The second question is how to map the application code to memory regions. This can be done very simply by direct access and setup from the application code, but this method is less flexible. You can allocate dynamic variables at runtime just by setting their address to a hardcoded value correspodning to the external memory. If you want to get automatic placement of variables, then you would need to use the linker.

By changing the linker file, you can specify the additional memory region, and what should go into it. At runtime, RAM variables will be zeroed or initialised with data copied from Flash as necessary. This is part of the Standard C initialisation procedure. With GCC toolchain you may need to edit a startup file to include the additional memory regions.

Note that you will need to edit the startup code to setup the memory controller before letting the code does its memory copying/zeroing. If you put the stack into external memory, you must make sure your startup code does not use it before it is setup! It is probably best to set a temporary stack in internal RAM for the startup code, and then change stack after the external memory is setup. It is simpler though to keep stack in internal memory, and use the external memory for other stuff.

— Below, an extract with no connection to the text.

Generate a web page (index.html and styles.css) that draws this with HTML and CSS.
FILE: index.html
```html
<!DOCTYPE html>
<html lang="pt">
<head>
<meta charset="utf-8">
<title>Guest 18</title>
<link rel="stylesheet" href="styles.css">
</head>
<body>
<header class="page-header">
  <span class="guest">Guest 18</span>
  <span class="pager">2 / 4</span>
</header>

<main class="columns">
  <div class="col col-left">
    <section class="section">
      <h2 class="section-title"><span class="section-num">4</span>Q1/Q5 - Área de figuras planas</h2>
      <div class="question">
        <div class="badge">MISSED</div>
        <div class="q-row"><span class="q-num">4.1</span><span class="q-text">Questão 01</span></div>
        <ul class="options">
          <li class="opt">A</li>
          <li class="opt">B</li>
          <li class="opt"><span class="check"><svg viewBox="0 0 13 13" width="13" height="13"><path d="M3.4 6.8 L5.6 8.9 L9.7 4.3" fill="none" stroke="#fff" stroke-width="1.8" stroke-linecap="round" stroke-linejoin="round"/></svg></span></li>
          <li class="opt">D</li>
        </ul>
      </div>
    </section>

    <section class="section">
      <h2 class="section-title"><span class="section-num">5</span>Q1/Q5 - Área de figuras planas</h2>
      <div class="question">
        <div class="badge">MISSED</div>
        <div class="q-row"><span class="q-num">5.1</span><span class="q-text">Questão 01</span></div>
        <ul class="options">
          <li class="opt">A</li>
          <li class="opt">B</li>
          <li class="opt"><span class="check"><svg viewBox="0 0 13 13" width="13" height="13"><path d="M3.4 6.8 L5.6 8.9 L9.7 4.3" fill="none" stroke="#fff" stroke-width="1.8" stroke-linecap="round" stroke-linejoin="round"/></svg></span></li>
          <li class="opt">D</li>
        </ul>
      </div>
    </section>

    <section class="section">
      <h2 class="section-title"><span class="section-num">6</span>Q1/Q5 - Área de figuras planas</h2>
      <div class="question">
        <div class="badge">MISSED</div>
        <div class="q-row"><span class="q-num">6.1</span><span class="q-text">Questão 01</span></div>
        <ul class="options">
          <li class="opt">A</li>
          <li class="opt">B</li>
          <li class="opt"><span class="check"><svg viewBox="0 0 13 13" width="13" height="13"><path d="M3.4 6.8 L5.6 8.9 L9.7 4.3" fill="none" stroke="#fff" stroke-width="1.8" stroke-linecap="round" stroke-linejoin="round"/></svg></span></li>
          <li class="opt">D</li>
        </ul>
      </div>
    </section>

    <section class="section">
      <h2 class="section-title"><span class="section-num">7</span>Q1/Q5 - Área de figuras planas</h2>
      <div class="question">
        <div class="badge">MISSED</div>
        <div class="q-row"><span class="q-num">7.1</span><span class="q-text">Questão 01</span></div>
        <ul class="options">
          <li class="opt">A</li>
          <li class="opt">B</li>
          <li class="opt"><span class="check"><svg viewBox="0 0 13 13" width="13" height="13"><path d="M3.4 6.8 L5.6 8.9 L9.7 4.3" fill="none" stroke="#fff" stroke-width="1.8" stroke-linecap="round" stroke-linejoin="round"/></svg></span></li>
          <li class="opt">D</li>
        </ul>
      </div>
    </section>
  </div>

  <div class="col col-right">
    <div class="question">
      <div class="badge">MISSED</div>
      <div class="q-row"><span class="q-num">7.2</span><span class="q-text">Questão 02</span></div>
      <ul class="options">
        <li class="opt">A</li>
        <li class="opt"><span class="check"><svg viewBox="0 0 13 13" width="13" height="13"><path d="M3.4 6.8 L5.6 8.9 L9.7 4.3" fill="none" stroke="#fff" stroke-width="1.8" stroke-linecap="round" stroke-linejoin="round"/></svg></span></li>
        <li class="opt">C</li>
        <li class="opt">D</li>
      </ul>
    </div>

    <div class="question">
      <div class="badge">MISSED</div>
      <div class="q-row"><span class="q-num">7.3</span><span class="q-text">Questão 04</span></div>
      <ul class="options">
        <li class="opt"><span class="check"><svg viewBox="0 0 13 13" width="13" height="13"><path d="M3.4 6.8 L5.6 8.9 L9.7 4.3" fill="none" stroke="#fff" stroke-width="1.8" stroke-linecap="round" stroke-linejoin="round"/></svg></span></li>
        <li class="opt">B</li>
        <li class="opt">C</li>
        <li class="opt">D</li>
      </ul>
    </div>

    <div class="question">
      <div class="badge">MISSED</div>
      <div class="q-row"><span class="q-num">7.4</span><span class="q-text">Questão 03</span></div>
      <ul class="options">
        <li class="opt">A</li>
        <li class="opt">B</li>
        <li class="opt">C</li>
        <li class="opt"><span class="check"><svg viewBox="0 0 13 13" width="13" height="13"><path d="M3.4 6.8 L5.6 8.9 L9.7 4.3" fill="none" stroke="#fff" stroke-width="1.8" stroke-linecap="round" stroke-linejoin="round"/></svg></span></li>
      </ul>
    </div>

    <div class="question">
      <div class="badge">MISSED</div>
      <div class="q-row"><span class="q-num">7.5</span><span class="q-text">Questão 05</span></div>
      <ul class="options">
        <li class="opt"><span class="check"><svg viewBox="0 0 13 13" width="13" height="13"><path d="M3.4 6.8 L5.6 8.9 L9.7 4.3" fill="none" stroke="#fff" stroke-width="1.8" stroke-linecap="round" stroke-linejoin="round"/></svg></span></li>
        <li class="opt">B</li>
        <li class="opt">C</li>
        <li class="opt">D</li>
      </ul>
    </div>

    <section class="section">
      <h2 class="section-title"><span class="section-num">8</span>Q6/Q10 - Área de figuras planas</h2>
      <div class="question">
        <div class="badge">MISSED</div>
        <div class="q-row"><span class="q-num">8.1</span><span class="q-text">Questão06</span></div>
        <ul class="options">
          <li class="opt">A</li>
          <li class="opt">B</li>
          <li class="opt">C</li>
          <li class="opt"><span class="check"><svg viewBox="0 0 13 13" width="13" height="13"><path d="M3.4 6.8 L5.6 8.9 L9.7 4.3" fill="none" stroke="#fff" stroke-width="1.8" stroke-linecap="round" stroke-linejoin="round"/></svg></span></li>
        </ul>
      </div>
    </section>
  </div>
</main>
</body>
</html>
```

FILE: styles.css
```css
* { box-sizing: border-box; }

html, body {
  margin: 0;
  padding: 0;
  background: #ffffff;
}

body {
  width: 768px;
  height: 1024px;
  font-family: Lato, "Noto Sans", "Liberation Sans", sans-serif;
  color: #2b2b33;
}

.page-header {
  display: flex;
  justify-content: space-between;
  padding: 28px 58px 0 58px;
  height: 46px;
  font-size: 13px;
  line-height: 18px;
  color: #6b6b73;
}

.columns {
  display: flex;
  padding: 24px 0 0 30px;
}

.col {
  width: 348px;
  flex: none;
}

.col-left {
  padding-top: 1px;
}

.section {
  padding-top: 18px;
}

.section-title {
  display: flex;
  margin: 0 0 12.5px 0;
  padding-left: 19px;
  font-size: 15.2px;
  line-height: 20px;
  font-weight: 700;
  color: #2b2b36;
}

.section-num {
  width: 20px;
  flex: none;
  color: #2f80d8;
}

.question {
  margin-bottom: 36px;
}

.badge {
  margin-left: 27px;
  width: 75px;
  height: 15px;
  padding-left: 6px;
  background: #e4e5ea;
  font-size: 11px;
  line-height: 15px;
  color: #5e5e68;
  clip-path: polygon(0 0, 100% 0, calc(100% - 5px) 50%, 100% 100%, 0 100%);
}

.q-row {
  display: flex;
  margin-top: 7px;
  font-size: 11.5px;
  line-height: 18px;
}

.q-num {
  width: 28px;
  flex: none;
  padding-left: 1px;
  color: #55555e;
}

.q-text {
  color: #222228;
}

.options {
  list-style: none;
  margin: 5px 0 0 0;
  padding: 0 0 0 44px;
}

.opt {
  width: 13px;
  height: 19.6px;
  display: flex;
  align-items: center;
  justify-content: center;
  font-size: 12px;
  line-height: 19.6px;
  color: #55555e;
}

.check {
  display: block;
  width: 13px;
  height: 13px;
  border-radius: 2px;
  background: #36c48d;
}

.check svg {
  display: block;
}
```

The third question is how to get the application to use the extended memory. This can be done in the linker file, using combination of "pragma section" and the linker file, or explicitly in the application, depending on taste.

If this all seems quite complicated, then you are probably right. It needs good knowledge of the MCU and the toolchain to set the right things at the right point. Once setup, it becomes fairly seamless, but get one tiny thing wrong and it falls over in a heap.

To keep it simple, I would probably use direct setup from the application, and use the external memory as a pool of dynamic buffers for bulk data.